To evaluate the role of MOR in PMS liver-qi stagnation pathophysiology, primary neurons were treated with the MOR activator, DAMGO. A western blot analysis was then performed to detect the phosphorylation of CREB and ERK, the expression of BDNF in the cells and the cAMP level in the culture supernatant. In order to determine the appropriate treatment period, primary neurons were treated with 1 µmol/l DAMGO for 0, 5, 15, 30, 45 and 60 min, and the phosphorylation level of ERK was detected. The results indicated that 15–30 min was the most effective treatment duration for DAMGO (Fig. 4); therefore, a 20 min treatment duration was used in the following experiments. It was observed via western blotting that cells treated with the activator alone and the cells treated with activator plus normal rat serum had significantly decreased phosphorylation levels of CREB and ERK, and decreased levels of BDNF expression, relative to blank control cells (P<0.05). By contrast, in cells treated with the activator and Shu-Yu-containing serum, the phosphorylation levels of CREB and ERK, and BDNF expression, were significantly increased relative to cells treated with the activator plus normal rat serum (P<0.05). Similar effects were observed in cells treated with the activator and naloxone-containing serum (P<0.05; Fig. 5A-C).

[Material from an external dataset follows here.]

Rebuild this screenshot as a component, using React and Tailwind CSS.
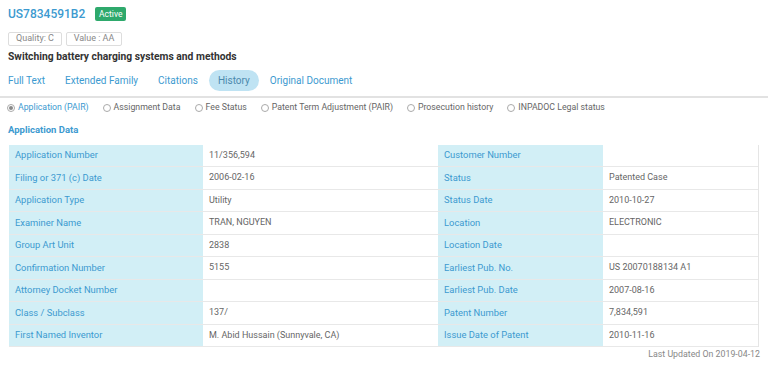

In the evaluation of cAMP level, it was observed that cAMP levels in the culture supernatant from cells treated with DAMGO or DAMGO plus normal rat serum was significantly decreased relative to the control cells (P<0.01). In turn, cAMP was significantly increased in cells treated with DAMGO plus Shu-Yu- or naloxone-containing serum (P<0.01 and P<0.05, respectively; Fig. 5D). Collectively, these results suggest that MOR activation may decrease hippocampal CREB and ERK phosphorylation, hippocampal BDNF expression and cAMP level in hippocampal culture supernatant, and that these effects were reversed by the administration of serum from Shu-Yu capsule-treated rats.